Today Romain Francois posted an interesting topic in the R-help list, and you can read his blog post for more details: celebrating R commit #50000. 50000 is certainly not a small number; we do owe R core members a big “thank you” for their great efforts in this fantastic statistical language in the 13 years. When I saw Romain’s data, I suddenly remembered a question I asked to one of Prof Ripley’s student a couple of years ago: does Prof Ripley ever sleep? And he answered “No!”. No wonder we can see Prof Ripley so frequently in the R-help/devel mailing list. If you have stayed on R-help list for enough long time, you’ll surely know several facts, e.g. Martin Maechler will arrive in less than 3 minutes if you dare call an R package “library”, and you will get “Ripleyed” if you are not careful enough in posting your R code.
> library(fortunes)
> fortune("Ripleyed")
And the fear of getting Ripleyed on the mailing list also makes me think, read,
and improve before submitting half baked questions to the list.
-- Eric Kort
R-help (January 2006)
While these facts are revealing their great efforts in helping R users, we can see their work hours in committing revisions to R. For example, the answer to my question is clear in the graph below:
## R code borrowed from Romain Francios
process_chunk <- function(txt) {
if (length(txt) == 1L)
return(NULL)
header_line <- strsplit(txt[2L], " | ", fixed = TRUE)[[1]][c(1L, 2L, 3L)]

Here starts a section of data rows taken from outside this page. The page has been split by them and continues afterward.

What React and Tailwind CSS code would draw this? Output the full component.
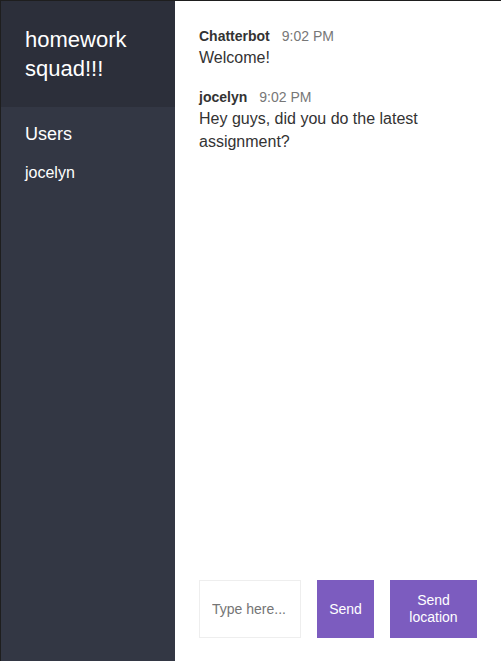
import React from "react";

export default function App() {
  const font = { fontFamily: '"Liberation Sans", Arial, Helvetica, sans-serif' };
  return (
    <div
      className="flex h-[661px] w-[501px] border-t border-l border-[#1e1e1e] bg-white text-[#333] text-[16px]"
      style={font}
    >
      <aside className="flex w-[174px] shrink-0 flex-col bg-[#333744] text-white">
        <h2 className="bg-[#2c2f3a] p-6 text-[22px] font-normal leading-[29px]">
          homework squad!!!
        </h2>
        <h3 className="mb-1 px-6 pt-[13px] text-[18px] font-medium leading-[29px]">Users</h3>
        <ul className="px-6 pt-[10px] text-[16px] font-light leading-[19px]">
          <li>jocelyn</li>
        </ul>
      </aside>
      <main className="flex min-w-0 flex-1 flex-col">
        <div className="flex-1 px-6 pt-[26px]">
          <div className="mb-[19px]">
            <p className="text-[14px] leading-[19px]">
              <span className="mr-3 font-bold">Chatterbot</span>
              <span className="text-[#777]">9:02 PM</span>
            </p>
            <p className="leading-[23px]">Welcome!</p>
          </div>
          <div className="mb-[19px]">
            <p className="text-[14px] leading-[19px]">
              <span className="mr-3 font-bold">jocelyn</span>
              <span className="text-[#777]">9:02 PM</span>
            </p>
            <p className="leading-[23px]">Hey guys, did you do the latest assignment?</p>
          </div>
        </div>
        <div className="flex gap-4 px-6 pt-6 pb-[23px]">
          <input
            type="text"
            placeholder="Type here..."
            className="h-[58px] w-[102px] border border-[#eeeeee] px-3 text-[14px] outline-none placeholder:text-[#757575]"
            style={font}
          />
          <button
            className="h-[58px] w-[57px] bg-[#7C5CBF] p-3 text-[14px] leading-[17px] text-white"
            style={font}
          >
            Send
          </button>
          <button
            className="h-[58px] w-[87px] bg-[#7C5CBF] p-3 text-[14px] leading-[17px] text-white"
            style={font}
          >
            Send location
          </button>
        </div>
      </main>
    </div>
  );
}
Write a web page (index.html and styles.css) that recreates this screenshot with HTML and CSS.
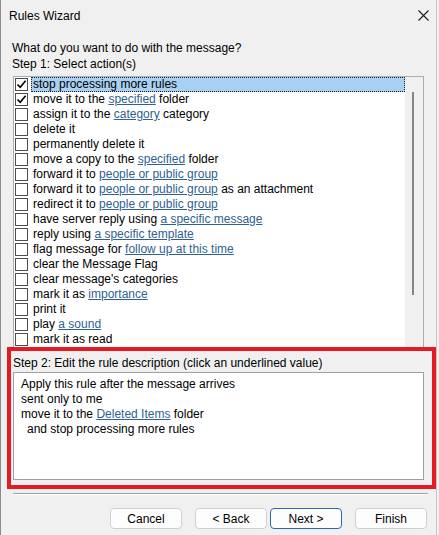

revision <- substring(header_line[1], 2)
author <- header_line[2]
if (author %in% c("apache", "root"))
return(NULL)
date <- substring(header_line[3], 1, 25)
nlines <- length(date)
matrix(c(rep.int(revision, nlines), rep.int(author, nlines),
rep.int(date, nlines)), nrow = nlines)
}
data <- local({
lines <- readLines("rsvn.log")
index <- cumsum(grepl("^-+$", lines))
commits <- split(lines, index)
do.call(rbind, lapply(commits, process_chunk))
})
colnames(data) <- c("revision", "author", "date")
simple <- data[!duplicated(data[, "revision"]), ]
hour.data = data.frame(author = simple[, "author"],
hour = as.integer(substr(simple[, "date"], 12, 13)),
year = as.integer(substr(simple[, "date"], 1, 4)))
hour.data = subset(hour.data, year >= 1997 & (author %in%
c("hornik", "maechler", "pd", "ripley")))
library(ggplot2)
# png("ripley-work-hour.png")
qplot(hour, data = subset(hour.data, author == "ripley"),
main = "Does Prof Ripley Ever Sleep?") + stat_bin(binwidth = 1)
# dev.off()
Here I only selected four authors who have largest number of commits during 1997~2009. We can see the changes of working hours along these years:
hour.max = max(with(hour.data, table(author, year, hour)))
library(animation)
# you need ImageMagick to create the GIF animation!
saveMovie({
for (i in sort(unique(hour.data$year))) {
print(qplot(hour, data = subset(hour.data, year == i), xlim = c(0,
23), ylim = c(0, hour.max), main = i) + facet_wrap(~author) +
stat_bin(binwidth = 1))
}
}, interval = 1.5, moviename = "r-core-work-hour", outdir = getwd())
The patterns are clear: Kurt does not like burning night oil; Martin tends to work very early in the morning (esp during 2000~2004); Peter always work at mid-night (highly centered around 12pm); and for Prof Ripley, he works round the clock but most in the morning (probably that’s when he begins to ``Ripley’’ users? after that time, less people dare to report bugs so his work decays exponentially?)